Why do we need to convert between coordinate systems?
Different coordinate systems are suited to different types of problems. For example, cylindrical coordinates simplify the description of rotational systems, while rectangular coordinates are often required for visualization, simulation, or compatibility with other tools. Conversion allows you to leverage the strengths of each system as needed.
Can I use negative values for the radial distance (r)?
No, the radial distance (r) in cylindrical coordinates is always non-negative. If you encounter a negative value for r, it typically indicates an error in your input or calculations. The angle θ can be adjusted to account for directions that might otherwise be represented by a negative r.
How do I convert the angle from degrees to radians?
To convert an angle from degrees to radians, multiply the angle in degrees by π/180. For example, 180 degrees is equal to π radians (180 × π/180 = π). This conversion is necessary because trigonometric functions in most programming languages, including JavaScript, expect angles in radians.
What happens if I input an angle greater than 360 degrees?
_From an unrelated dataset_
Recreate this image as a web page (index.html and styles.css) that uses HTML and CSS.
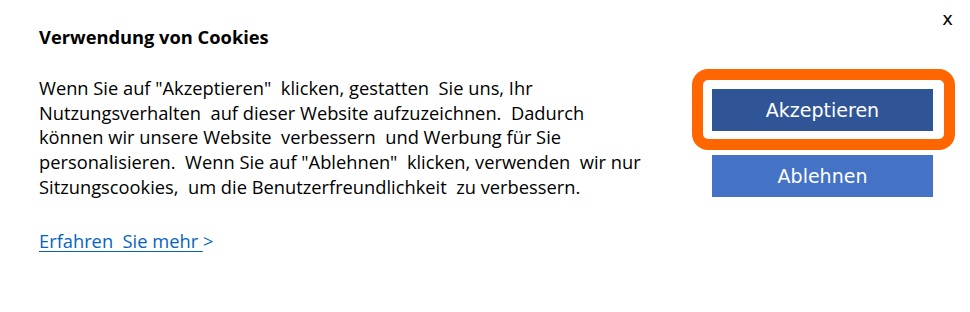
FILE: index.html
```html
<!DOCTYPE html>
<html lang="de">
<head>
<meta charset="utf-8">
<link rel="stylesheet" href="styles.css">
</head>
<body>
<div class="banner">
  <div class="content">
    <h2 class="title">Verwendung von Cookies</h2>
    <p class="text">Wenn Sie auf "Akzeptieren"&nbsp; klicken, gestatten&nbsp; Sie uns, Ihr<br>Nutzungsverhalten&nbsp; auf dieser Website aufzuzeichnen.&nbsp; Dadurch<br>können wir unsere Website&nbsp; verbessern&nbsp; und Werbung für Sie<br>personalisieren.&nbsp; Wenn Sie auf "Ablehnen"&nbsp; klicken, verwenden&nbsp; wir nur<br>Sitzungscookies,&nbsp; um die Benutzerfreundlichkeit&nbsp; zu verbessern.</p>
    <a class="more" href="#"><span class="more-link">Erfahren&nbsp; Sie mehr </span>&gt;</a>
  </div>
  <div class="actions">
    <div class="accept-wrap">
      <button class="btn btn-accept">Akzeptieren</button>
      <span class="ring"></span>
    </div>
    <button class="btn btn-reject">Ablehnen</button>
  </div>
  <span class="close">x</span>
</div>
</body>
</html>
```
FILE: styles.css
```css
html, body {
  margin: 0;
  padding: 0;
  background: #ffffff;
}
.banner {
  position: relative;
  width: 970px;
  height: 312px;
  display: flex;
  justify-content: space-between;
  box-sizing: border-box;
  padding: 25px 37px 0 39px;
  font-family: "Open Sans", "Noto Sans", sans-serif;
  color: #000;
}
.content {
  display: flex;
  flex-direction: column;
}
.title {
  margin: 0;
  font-size: 18.3px;
  font-weight: 700;
  line-height: 24px;
}
.text {
  margin: 27px 0 0 0;
  font-size: 18.3px;
  line-height: 24.7px;
}
.more {
  margin-top: 29px;
  font-size: 18.3px;
  line-height: 24px;
  color: #0563c1;
  text-decoration: none;
}
.more-link {
  text-decoration: underline;
  text-underline-offset: 3px;
}
.actions {
  display: flex;
  flex-direction: column;
  gap: 24px;
  margin-top: 64px;
}
.accept-wrap {
  position: relative;
}
.btn {
  display: block;
  width: 221px;
  height: 42px;
  border: 0;
  margin: 0;
  padding: 0;
  color: #ffffff;
  font-family: "DejaVu Sans", sans-serif;
  font-size: 19px;
  cursor: pointer;
}
.btn-accept {
  background: #2f5597;
}
.btn-reject {
  background: #4472c4;
}
.ring {
  position: absolute;
  left: -20px;
  top: -20px;
  width: 263px;
  height: 81px;
  box-sizing: border-box;
  border: 11px solid #ff6600;
  border-radius: 16px;
}
.close {
  position: absolute;
  right: 17px;
  top: 8px;
  font-family: "DejaVu Sans", sans-serif;
  font-size: 18px;
  color: #000;
}
```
The calculator will still work correctly, as trigonometric functions are periodic with a period of 360 degrees (or 2π radians). For example, an angle of 450 degrees is equivalent to 90 degrees (450 - 360 = 90), so the results will be the same as for 90 degrees. However, it's generally good practice to input angles within the range of 0 to 360 degrees for clarity.
Can this calculator handle batch conversions?
This calculator is designed for single conversions. For batch conversions, you would need to use the calculator repeatedly for each set of cylindrical coordinates or develop a script to automate the process using the same formulas.
Is there a limit to the precision of the results?
The precision of the results depends on the precision of the input values and the limitations of floating-point arithmetic in JavaScript. For most practical purposes, the results will be accurate to several decimal places. However, for extremely precise calculations, you may need to use specialized mathematical software.